Managed Service for Apache Spark optional Hive WebHCat component

You can install additional components like Hive WebHCat when you create a Managed Service for Apache Spark cluster using the Optional components feature. This page describes the Hive WebHCat component.

The Hive WebHCat component provides a REST API for HCatalog. The REST service is available on port 50111 on the cluster's first master node.

Install the component

Install the component when you create a Managed Service for Apache Spark cluster. Components can be added to clusters created with Managed Service for Apache Spark version 1.3 and later.

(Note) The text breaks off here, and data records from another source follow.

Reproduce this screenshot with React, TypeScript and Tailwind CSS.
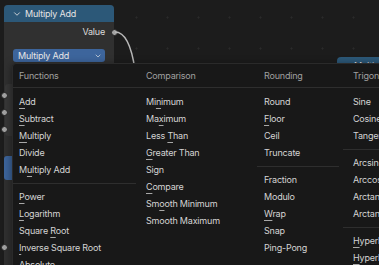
import { ChevronDown } from "lucide-react";

type Item = [string, number] | null;

type Column = {
  title: string;
  w: string;
  pl: string;
  items: Item[];
};

const columns: Column[] = [
  {
    title: "Functions",
    w: "w-[127px]",
    pl: "pl-[6px]",
    items: [
      ["Add", 0],
      ["Subtract", 0],
      ["Multiply", 0],
      ["Divide", -1],
      ["Multiply Add", 1],
      null,
      ["Power", 0],
      ["Logarithm", 0],
      ["Square Root", 7],
      ["Inverse Square Root", 0],
      ["Absolute", 0],
    ],
  },
  {
    title: "Comparison",
    w: "w-[117px]",
    pl: "pl-[6px]",
    items: [
      ["Minimum", 2],
      ["Maximum", 2],
      ["Less Than", 5],
      ["Greater Than", 0],
      ["Sign", -1],
      ["Compare", 0],
      ["Smooth Minimum", 2],
      ["Smooth Maximum", -1],
    ],
  },
  {
    title: "Rounding",
    w: "w-[86px]",
    pl: "pl-[7px]",
    items: [
      ["Round", -1],
      ["Floor", 0],
      ["Ceil", -1],
      ["Truncate", -1],
      null,
      ["Fraction", -1],
      ["Modulo", -1],
      ["Wrap", 0],
      ["Snap", -1],
      ["Ping-Pong", -1],
    ],
  },
  {
    title: "Trigonometric",
    w: "w-[110px]",
    pl: "pl-[10px]",
    items: [
      ["Sine", -1],
      ["Cosine", -1],
      ["Tangent", -1],
      null,
      ["Arcsine", -1],
      ["Arccosine", -1],
      ["Arctangent", -1],
      ["Arctan2", -1],
      null,
      ["Hyperbolic Sine", 0],
      ["Hyperbolic Cosine", 0],
    ],
  },
];

function Label({ text, u }: { text: string; u: number }) {
  if (u < 0) return <span>{text}</span>;
  return (
    <span>
      {text.slice(0, u)}
      <span className="underline decoration-[#a8a8a8] underline-offset-[3px]">
        {text[u]}
      </span>
      {text.slice(u + 1)}
    </span>
  );
}

function Socket({ className }: { className: string }) {
  return (
    <span
      className={`absolute h-[7px] w-[7px] rounded-full border border-[#222] bg-[#a3a3a3] ${className}`}
    />
  );
}

export default function App() {
  return (
    <div className="relative h-[265px] w-[379px] overflow-hidden bg-[#1c1c1c] bg-[radial-gradient(circle,#2a2a2a_0.8px,transparent_1.3px)] bg-[length:31px_31px] bg-[position:-3px_2px] font-['Inter','Liberation_Sans',sans-serif] text-[9px] tracking-[-0.2px]">
      {/* node: Multiply Add */}
      <div className="absolute left-[4px] top-[5px] flex h-[270px] w-[110px] flex-col rounded-[4px] bg-[#303030]">
        <div className="flex h-[17px] items-center gap-[3px] rounded-t-[4px] bg-[#2c5878] pl-[8px] text-[#e4e4e4]">
          <ChevronDown className="h-[10px] w-[10px]" strokeWidth={2} />
          <span>Multiply Add</span>
        </div>
        <div className="flex h-[20px] items-center justify-end pr-[9px] text-[#dcdcdc]">
          Value
        </div>
        <div className="mt-[7px] ml-[9px] flex h-[13px] w-[92px] items-center justify-between rounded-[3px] bg-[#3d659c] pl-[5px] pr-[3px] text-[#e8e8e8]">
          <span>Multiply Add</span>
          <ChevronDown className="h-[8px] w-[8px]" strokeWidth={2} />
        </div>
        <div className="ml-[1px] mt-[22px] h-[52px] w-[12px] rounded-[3px] bg-[#383838]" />
        <div className="mt-[20px] h-[24px] w-[12px] rounded-[3px] bg-[#3d659c]" />
      </div>
      <Socket className="left-[1px] top-[92px]" />
      <Socket className="left-[1px] top-[109px]" />
      <Socket className="left-[1px] top-[126px]" />
      <Socket className="left-[1px] top-[244px]" />
      <Socket className="left-[111px] top-[29px]" />

      <svg className="absolute left-0 top-0" width="379" height="265">
        <path d="M115 32 C 124 32, 131 42, 135 70" stroke="#b8b8b8" strokeWidth="1.5" fill="none" />
      </svg>

      {/* node header peeking on the right */}
      <div className="absolute left-[337px] top-[57px] flex h-[17px] w-[80px] items-center gap-[3px] rounded-t-[4px] bg-[#2c5878] pl-[5px] text-[#e4e4e4]">
        <ChevronDown className="h-[9px] w-[9px]" strokeWidth={2} />
        <span>Multiply</span>
      </div>

      {/* add menu */}
      <div className="absolute left-[12px] top-[63px] w-[460px] rounded-tl-[4px] border border-[#2a2a2a] bg-[#181818] pb-[20px] shadow-[0_2px_8px_rgba(0,0,0,0.5)]">
        <div className="flex h-[24px] items-center border-b border-[#2e2e2e] text-[#a0a0a0]">
          {columns.map((c) => (
            <div key={c.title} className={`${c.w} ${c.pl} shrink-0`}>
              {c.title}
            </div>
          ))}
        </div>
        <div className="flex pt-[5px] text-[#d4d4d4]">
          {columns.map((c) => (
            <div key={c.title} className={`${c.w} flex shrink-0 flex-col`}>
              {c.items.map((it, i) =>
                it ? (
                  <div key={i} className={`flex h-[17px] items-center ${c.pl} whitespace-nowrap`}>
                    <Label text={it[0]} u={it[1]} />
                  </div>
                ) : (
                  <div key={i} className="flex h-[10px] items-center pr-[4px]">
                    <div className="h-px w-full bg-[#2e2e2e]" />
                  </div>
                ),
              )}
            </div>
          ))}
        </div>
      </div>
    </div>
  );
}
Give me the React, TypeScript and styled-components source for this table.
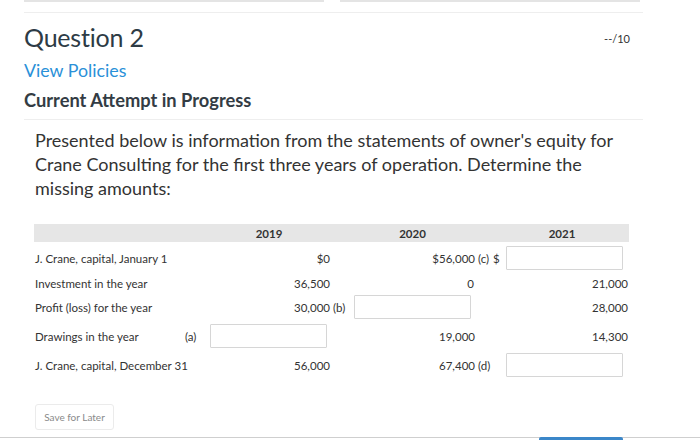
import React from "react";
import styled, { createGlobalStyle } from "styled-components";

const Global = createGlobalStyle`
  html, body { margin: 0; padding: 0; background: #fff; }
  body { font-family: Lato, "Open Sans", sans-serif; color: #333; }
  * { box-sizing: border-box; }
`;

const Page = styled.div`
  width: 700px;
  height: 440px;
  position: relative;
  overflow: hidden;
  display: flex;
  flex-direction: column;
`;

const TopBars = styled.div`
  display: flex;
  gap: 16px;
  padding-left: 24px;
  width: 640px;
`;

const TopBar = styled.div`
  flex: 1;
  height: 2px;
  background: #e4e4e4;
`;

const Rule = styled.div<{ $mt: number; $color?: string }>`
  margin: ${(p) => p.$mt}px 0 0 24px;
  width: 619px;
  height: 1px;
  background: ${(p) => p.$color || "#eeeeee"};
`;

const Head = styled.div`
  display: flex;
  justify-content: space-between;
  align-items: center;
  padding: 0 70px 0 24px;
  margin-top: 8px;
  height: 32px;
`;

const Title = styled.h1`
  margin: 0;
  font-size: 25px;
  font-weight: 400;
  color: #2d3b45;
  letter-spacing: -0.2px;
`;

const Points = styled.span`
  font-size: 11px;
  color: #333;
  margin-top: 3px;
`;

const PolicyLink = styled.a`
  margin: 6px 0 0 24px;
  font-size: 17.8px;
  line-height: 22px;
  color: #2a90d8;
  text-decoration: none;
`;

const Attempt = styled.h2`
  margin: 8px 0 0 24px;
  font-size: 18.3px;
  line-height: 22px;
  font-weight: 700;
  color: #333c44;
`;

const Prompt = styled.p`
  margin: 8px 0 0 35px;
  width: 585px;
  font-size: 18px;
  line-height: 24px;
  color: #333;
`;

const Table = styled.div`
  margin: 24px 0 0 34px;
  width: 595px;
  display: flex;
  flex-direction: column;
  font-size: 11.5px;
  color: #333;
`;

const Row = styled.div<{ $mt?: number; $h?: number; $head?: boolean }>`
  display: grid;
  grid-template-columns: 151px 23px 122px 20px 125px 28px 126px;
  align-items: center;
  margin-top: ${(p) => p.$mt ?? 0}px;
  height: ${(p) => p.$h ?? 24}px;
  background: ${(p) => (p.$head ? "#e6e6e6" : "transparent")};
  font-weight: ${(p) => (p.$head ? 700 : 400)};
`;

const Cell = styled.div<{ $align?: "left" | "right" | "center"; $col?: number; $pr?: number; $pl?: number }>`
  grid-column: ${(p) => p.$col ?? "auto"};
  text-align: ${(p) => p.$align || "left"};
  padding-right: ${(p) => p.$pr ?? 0}px;
  padding-left: ${(p) => p.$pl ?? 0}px;
  white-space: nowrap;
  word-spacing: 1px;
`;

const Label = styled(Cell)`
  padding-left: 1px;
  word-spacing: 0;
`;

const Answer = styled.input<{ $col: number; $mr: number }>`
  grid-column: ${(p) => p.$col};
  justify-self: end;
  margin-right: ${(p) => p.$mr}px;
  width: 117px;
  height: 24px;
  border: 1px solid #d6d6d6;
  border-radius: 1px;
  background: #fff;
  outline: none;
`;

const Footer = styled.div`
  margin: 27px 0 0 35px;
`;

const SaveButton = styled.button`
  width: 79px;
  height: 26px;
  border: 1px solid #ebebeb;
  border-radius: 3px;
  background: #fff;
  color: #8a8a8a;
  font-family: Lato, sans-serif;
  font-size: 10px;
  padding: 0;
`;

const BottomLine = styled.div`
  position: absolute;
  left: 0;
  right: 0;
  bottom: 2px;
  height: 1px;
  background: #cfcfcf;
`;

const ActiveTab = styled.div`
  position: absolute;
  left: 539px;
  width: 84px;
  bottom: 0;
  height: 3px;
  border-radius: 2px 2px 0 0;
  background: #3b87c9;
`;

export default function App() {
  return (
    <>
      <Global />
      <Page>
        <TopBars>
          <TopBar />
          <TopBar />
        </TopBars>
        <Rule $mt={10} />
        <Head>
          <Title>Question 2</Title>
          <Points>--/10</Points>
        </Head>
        <PolicyLink href="#">View Policies</PolicyLink>
        <Attempt>Current Attempt in Progress</Attempt>
        <Rule $mt={8} />
        <Prompt>
          Presented below is information from the statements of owner's equity for Crane Consulting
          for the first three years of operation. Determine the missing amounts:
        </Prompt>
        <Table>
          <Row $head $h={18}>
            <Cell $col={3} $align="center">2019</Cell>
            <Cell $col={5} $align="center">2020</Cell>
            <Cell $col={7} $align="center" $pr={8}>2021</Cell>
          </Row>
          <Row $mt={4}>
            <Label>J. Crane, capital, January 1</Label>
            <Cell $col={3} $align="right">$0</Cell>
            <Cell $col={5} $align="right">$56,000</Cell>
            <Cell $col={6} $pl={3}>(c) $</Cell>
            <Answer $col={7} $mr={6} />
          </Row>
          <Row $mt={1}>
            <Label>Investment in the year</Label>
            <Cell $col={3} $align="right">36,500</Cell>
            <Cell $col={5} $align="right" $pr={1}>0</Cell>
            <Cell $col={7} $align="right" $pr={1}>21,000</Cell>
          </Row>
          <Row>
            <Label>Profit (loss) for the year</Label>
            <Cell $col={3} $align="right">30,000</Cell>
            <Cell $col={4} $pl={3}>(b)</Cell>
            <Answer $col={5} $mr={4} />
            <Cell $col={7} $align="right" $pr={1}>28,000</Cell>
          </Row>
          <Row $mt={5}>
            <Label>Drawings in the year</Label>
            <Cell $col={2}>(a)</Cell>
            <Answer $col={3} $mr={3} />
            <Cell $col={5} $align="right">19,000</Cell>
            <Cell $col={7} $align="right" $pr={1}>14,300</Cell>
          </Row>
          <Row $mt={5}>
            <Label>J. Crane, capital, December 31</Label>
            <Cell $col={3} $align="right">56,000</Cell>
            <Cell $col={5} $align="right">67,400</Cell>
            <Cell $col={6} $pl={3}>(d)</Cell>
            <Answer $col={7} $mr={6} />
          </Row>
        </Table>
        <Footer>
          <SaveButton>Save for Later</SaveButton>
        </Footer>
        <BottomLine />
        <ActiveTab />
      </Page>
    </>
  );
}
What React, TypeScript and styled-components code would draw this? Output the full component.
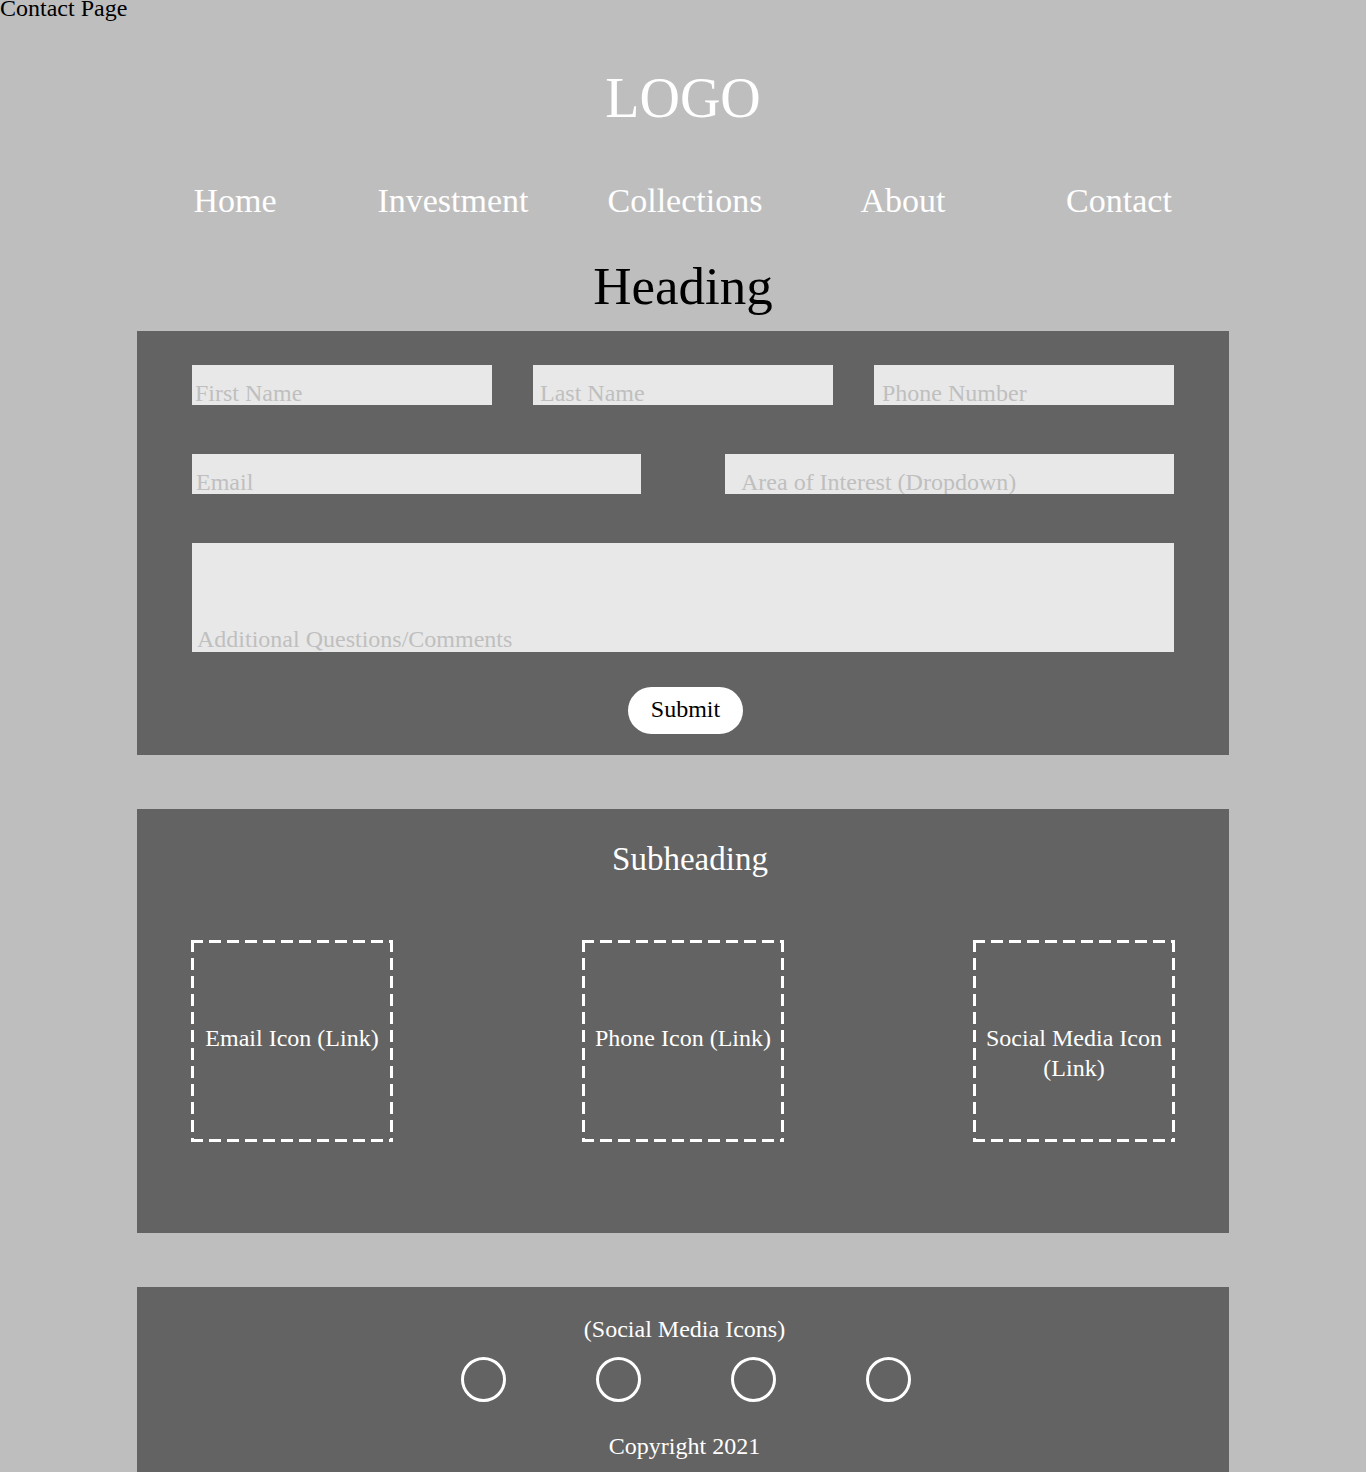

See Supported Managed Service for Apache Spark versions for the component version included in each Managed Service for Apache Spark image release.

Google Cloud console

  1. In the Google Cloud console, open Create cluster page.
  2. Click Additional configuration to expand that section.
  3. Edit Optional components.
  4. In the panel that opens, select the checkbox for Hive WebHCat, then click Save.

gcloud CLI

To create a Managed Service for Apache Spark cluster that includes the Hive WebHCat component, use the gcloud dataproc clusters create cluster-name command with the --optional-components flag.

gcloud dataproc clusters create cluster-name \
    --optional-components=HIVE_WEBHCAT \
    --region=region \
    ... other args

REST API

The Hive WebHCat component can be specified through the Dataproc API using SoftwareConfig.Component as part of a clusters.create request.